Using the calculator on this page mirrors those steps. It prompts you for core count, clock speed, operations per cycle, and efficiency. The task complexity multiplier lets you dial down the results when dealing with algorithms that do not fully parallelize. Suppose you enter 8 cores, 3.2 GHz, 4 IPC, 85 percent efficiency, and a multiplier of 0.8. The estimate lands near 69.7 billion operations per second. Adjusting the multiplier to 1.0 projects the optimistic 87 billion operations per second figure appropriate for embarrassingly parallel tasks.
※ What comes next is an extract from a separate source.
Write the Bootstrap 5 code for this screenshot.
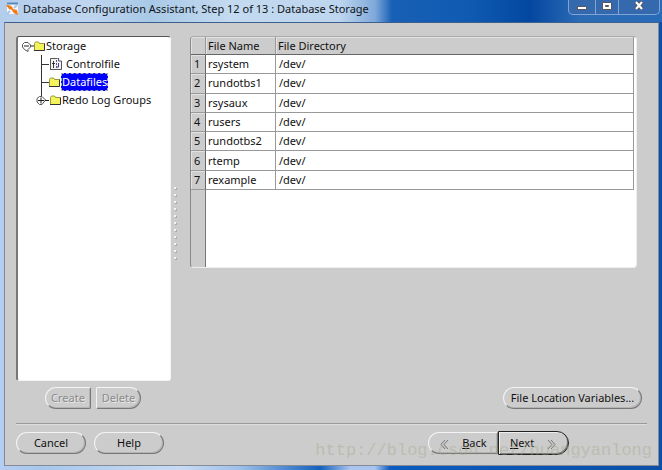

The chart provides a visual reference comparing theoretical and adjusted throughput, making it easy to explain performance expectations to clients or teammates.
Future Trends and Considerations
As process nodes shrink below 3 nanometers and gate-all-around transistors appear, mobile chips will push higher frequencies while consuming less power. That scaling improves calculations per second even if IPC remains flat. Simultaneously, software is becoming more distributed. Features like Android’s Neural Networks API or Apple’s Core ML dynamically assign workloads across CPU, GPU, and NPU, ensuring each subtask executes on the hardware that offers the best throughput per watt. Measuring calculations per second in the future will therefore require multi-domain profiling. Additionally, security mitigations such as Spectre fixes introduce overhead that slightly reduces operations per second in exchange for safer execution. Balancing speed with security, battery life, and thermal comfort will remain a nuanced engineering challenge.
To complement quantitative analysis, studying reference models from research organizations provides context. Universities routinely publish microarchitectural studies dissecting IPC and cache behavior, while government labs document best practices for measuring compute throughput in constrained environments. When you combine academic rigor with practical experimentation, you gain a trustworthy estimate of how many calculations per second your phone can truly sustain. Treat the calculator results as the starting point, cross-reference them with benchmarks, and adjust based on empirical measurements from the applications that matter most to you.